Houston Chronicle

Continuing flood recovery

- Jess Arnold, Houston

Regarding “Flood project holds promise” (Page A21, Oct. 28), the author, Mark Cover, is right that the work of rebuilding is far from over. Every Saturday since Harvey, a group of friends and I have been mucking homes in Kashmere Gardens. Sometimes we saw other teams of volunteers helping families, but most weekends it seemed like just us — clearing one house at a time.

Most weekends we felt, as some neighbors had told us, they had been abandoned by the rest of Houston — they were left to fend for themselves.

Recently we couldn’t find a house to muck in Kashmere. We thought naively that the worst of Harvey had turned a corner toward recovery. Then we showed up in the Lakewood subdivisio­n in Northeast Houston.

Flood waters crested their rooftops. They heard their neighbor’s children crying in nearby attics. When they made their way to the shelters, they watched as armies of support flooded into Kingwood, their more affluent neighbor to the north. Then they returned to devastated homes, no armies of support in sight, with that same sentiment I felt in Kashmere — they were left to fend for themselves.

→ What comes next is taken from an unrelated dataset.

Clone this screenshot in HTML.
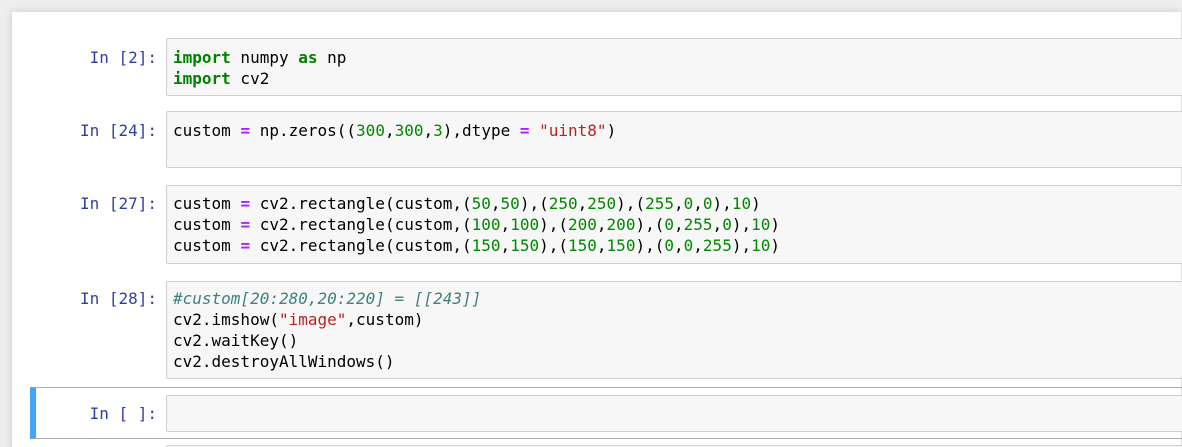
<!DOCTYPE html>
<html><head><meta charset="utf-8"><style>
html,body{margin:0;width:1182px;height:447px;overflow:hidden}
body{background:#eee;position:relative;font-family:"DejaVu Sans Mono","Liberation Mono",monospace;font-size:16px}
#page{position:absolute;left:12px;top:12px;width:1169px;height:440px;background:#fff;box-shadow:0 0 8px rgba(0,0,0,.15)}
.box{position:absolute;left:166px;width:1030px;background:#f7f7f7;border:1px solid #cfcfcf;border-radius:2px;box-sizing:border-box}
.code{position:absolute;left:173px;line-height:21px;white-space:pre;color:#000}
.p{position:absolute;right:1025px;line-height:21px;white-space:pre;color:#303F9F}
.k{color:#008000;font-weight:bold}.o{color:#AA22FF;font-weight:bold}.n{color:#008800}.s{color:#BA2121}.c{color:#408080;font-style:italic}
#sel{position:absolute;left:30px;top:387px;width:1200px;height:52px;border:1px solid #ababab;box-sizing:border-box;border-left:6px solid #42A5F5}
</style></head><body>
<div id="page"></div>
<div class="box" style="top:38px;height:58px"></div>
<div class="p" style="top:47px">In [2]:</div>
<div class="code" style="top:47px"><span class="k">import</span> numpy <span class="k">as</span> np
<span class="k">import</span> cv2</div>

<div class="box" style="top:111px;height:57px"></div>
<div class="p" style="top:120px">In [24]:</div>
<div class="code" style="top:120px">custom <span class="o">=</span> np.zeros((<span class="n">300</span>,<span class="n">300</span>,<span class="n">3</span>),dtype <span class="o">=</span> <span class="s">"uint8"</span>)</div>

<div class="box" style="top:185px;height:79px"></div>
<div class="p" style="top:193px">In [27]:</div>
<div class="code" style="top:193px">custom <span class="o">=</span> cv2.rectangle(custom,(<span class="n">50</span>,<span class="n">50</span>),(<span class="n">250</span>,<span class="n">250</span>),(<span class="n">255</span>,<span class="n">0</span>,<span class="n">0</span>),<span class="n">10</span>)
custom <span class="o">=</span> cv2.rectangle(custom,(<span class="n">100</span>,<span class="n">100</span>),(<span class="n">200</span>,<span class="n">200</span>),(<span class="n">0</span>,<span class="n">255</span>,<span class="n">0</span>),<span class="n">10</span>)
custom <span class="o">=</span> cv2.rectangle(custom,(<span class="n">150</span>,<span class="n">150</span>),(<span class="n">150</span>,<span class="n">150</span>),(<span class="n">0</span>,<span class="n">0</span>,<span class="n">255</span>),<span class="n">10</span>)</div>

<div class="box" style="top:281px;height:98px"></div>
<div class="p" style="top:288px">In [28]:</div>
<div class="code" style="top:288px"><span class="c">#custom[20:280,20:220] = [[243]]</span>
cv2.imshow(<span class="s">"image"</span>,custom)
cv2.waitKey()
cv2.destroyAllWindows()</div>

<div id="sel"></div>
<div class="box" style="top:395px;height:37px"></div>
<div class="p" style="top:403px">In [ ]:</div>
<div class="box" style="top:445px;height:20px"></div>
</body></html>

We helped Joshua Anderson rip everything out of his mother’s home. He told us FEMA’s offerings were worse than paltry — not even enough to fix the floors he tore out himself, let alone replace a small percentage of everything lost. He also told us matter-of-factly about the dearth of donations and supplies his neighborho­od has received opposed to the great need. He and some buddies started their own hyper-local donation and distributi­on center out of a gutted home. It is also where the friends have been sleeping. They named their organizati­on, very aptly, S.O.S. — Save Our Selves.

Houston’s response to Harvey can’t be called a success until all our neighbors, even the less-affluent, aren’t left to save themselves.